The central Indian Government currently budgets more than 15,000 crores of rupees to improve the basic drinking water in the countryside. The need to do so arose due to high incidences of toxic material being traced in thousands of villages across India, with proper screening by Governmental departments lacking in many aspects. The Punjab Government itself has run out of funds to meet the basic needs of its people as is evident in so many spheres of our life here and has once again submitted requests to the central Government to provide funds to put in place more effective treatment systems to safeguard drinking water.

The presence of toxic substances in drinking water across Punjab was unthinkable years ago. Once considered the land of natural rivers, flowing as they do across the length and breadth of the State, most sources of drinking water in the villages of Punjab are now highly unfit and full of toxic substances including uranium, nickel and copper. This has led to high incidences of fatal diseases such as cancer, liver problems and skin disorders. Moreover the health care facilities run by Government are inadequate and to an extent exist only on paper. Without proper management, checks and balances, and necessary funds, collapsing hospitals, schools and colleges run by the State should come as no surprise.
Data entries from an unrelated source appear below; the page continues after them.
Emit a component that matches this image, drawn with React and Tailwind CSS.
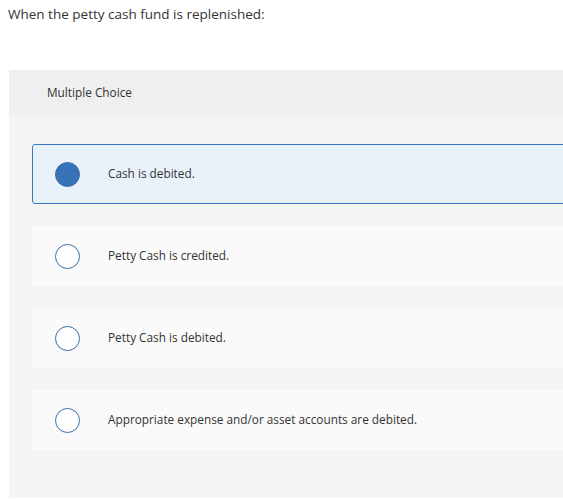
const options = [
  { text: 'Cash is debited.', selected: true },
  { text: 'Petty Cash is credited.' },
  { text: 'Petty Cash is debited.' },
  { text: 'Appropriate expense and/or asset accounts are debited.' },
]

export default function App() {
  return (
    <div className="min-h-[502px] bg-white font-['Open_Sans',sans-serif] overflow-hidden">
      <p className="pl-2 pt-[5px] text-[13.5px] leading-[18px] text-[#333]">
        When the petty cash fund is replenished:
      </p>

      <div className="ml-[9px] mt-[47px] w-[600px] bg-[#f5f5f5]">
        <div className="h-[45px] pl-[38px] flex items-center bg-[#efefef] text-[11.8px] text-[#333]">
          Multiple Choice
        </div>
        <div className="pl-[23px] pt-[29px] pb-[48px] flex flex-col gap-[22px]">
          {options.map((o) => (
            <div
              key={o.text}
              className={
                'h-[60px] rounded-l-[3px] border flex items-center pl-[22px] ' +
                (o.selected ? 'bg-[#e9f1fa] border-[#3a78c0]' : 'bg-[#fafafa] border-transparent')
              }
            >
              <div
                className={
                  'w-[25px] h-[25px] rounded-full border-[1.5px] border-[#3a6ea5] ' +
                  (o.selected ? 'bg-[#3873b9]' : 'bg-white')
                }
              />
              <span className="ml-[28px] -mt-px text-[11.8px] text-[#333]">{o.text}</span>
            </div>
          ))}
        </div>
      </div>
    </div>
  )
}
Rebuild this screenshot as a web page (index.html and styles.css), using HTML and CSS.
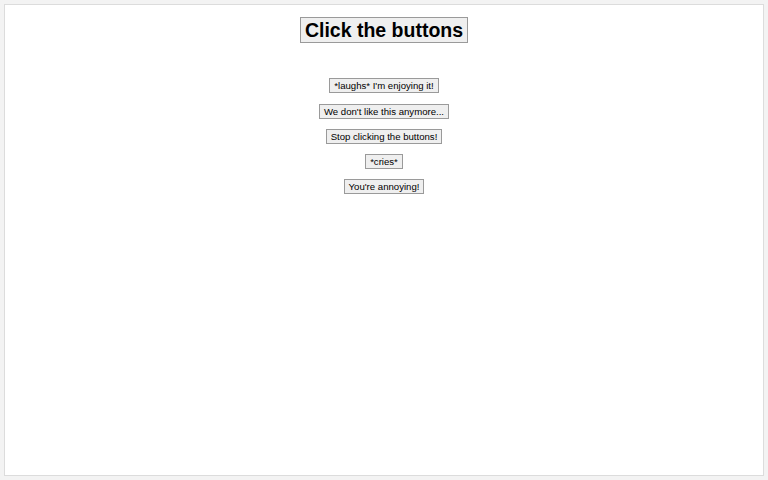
FILE: index.html
```html
<!DOCTYPE html>
<html>
<head>
<meta charset="utf-8">
<link rel="stylesheet" href="styles.css">
</head>
<body>
<div class="panel">
  <button class="title">Click the buttons</button>
  <div class="list">
    <button class="btn">*laughs* I'm enjoying it!</button>
    <button class="btn">We don't like this anymore...</button>
    <button class="btn">Stop clicking the buttons!</button>
    <button class="btn">*cries*</button>
    <button class="btn">You're annoying!</button>
  </div>
</div>
</body>
</html>
```
FILE: styles.css
```css
html {
  background: #f3f3f3;
}
body {
  margin: 0;
  padding: 4px 4px 4px 4px;
  height: 480px;
  box-sizing: border-box;
  font-family: "Liberation Sans", Arial, sans-serif;
}
.panel {
  background: #ffffff;
  border: 1px solid #dcdcdc;
  height: 100%;
  box-sizing: border-box;
  display: flex;
  flex-direction: column;
  align-items: center;
  padding-top: 12px;
}
button {
  font-family: "Liberation Sans", Arial, sans-serif;
  color: #000;
  background: #efefef;
  border: 1px solid #9a9a9a;
  border-radius: 0;
  line-height: 1.15;
  margin: 0;
}
.title {
  font-size: 19.5px;
  font-weight: bold;
  padding: 1px 4px;
}
.list {
  margin-top: 35px;
  display: flex;
  flex-direction: column;
  align-items: center;
  gap: 10.2px;
}
.btn {
  font-size: 9.6px;
  padding: 1px 4px;
}
```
In a recent survey conducted by the state more than 1000 villages across the Malwa belt of Punjab were found to have poisonous drinking water despite the putting up of water purification plants and systems. The toxicity in drinking water is there and has led to widespread prevalence of fatal diseases. In a previous post many months back I highlighted the plight of those affected by cancer in the region and how they travel by train from Bathinda to Rajasthan for affordable treatment. Punjab lacks proper facilities that are accessible for common villagers for whom treatment is simply out of reach. The same survey indicated that more than one fourth of Punjab’s villages have unfit drinking water containing high levels of toxic metals.

River water which is the primary source of drinking water across Punjab’s villages has been badly infected by the free flow of industrial waste. The emergence of non-agrarian industry on fertile village lands has become one of the primary sources of toxicity – an issue of great grievance as this has occurred without permission of pollution control authorities. Industrialists all too often have the sole aim of enhancing their own goals and are playing havoc with nature by releasing waste into rivers and through deep pipes directly into sub-soil. Without doubt, the Punjab State Government has enhanced pollution controls recently due to the high incidences of fatal diseases, but still the reach of influence from the large corporations and their powerful allies is no match for the good health of common villagers. This issue is raised during elections but as with other matters, any promises made rarely see the light of day.

Some common people like Sant Balbir Singh Seechewal have gone to great efforts to clean up river waters, but their work is limited when put against the industrialists who under the slogan of ‘development’ continue to eat away at the basic amenities of village life. Fertile land is cleared for industry and hundreds of thousands of trees are felled – serious issues themselves to be put forward for dialogue and consideration. The Malwa belt might have the most toxic of drinking water, but the way it is spreading the whole of Punjab will soon come under this.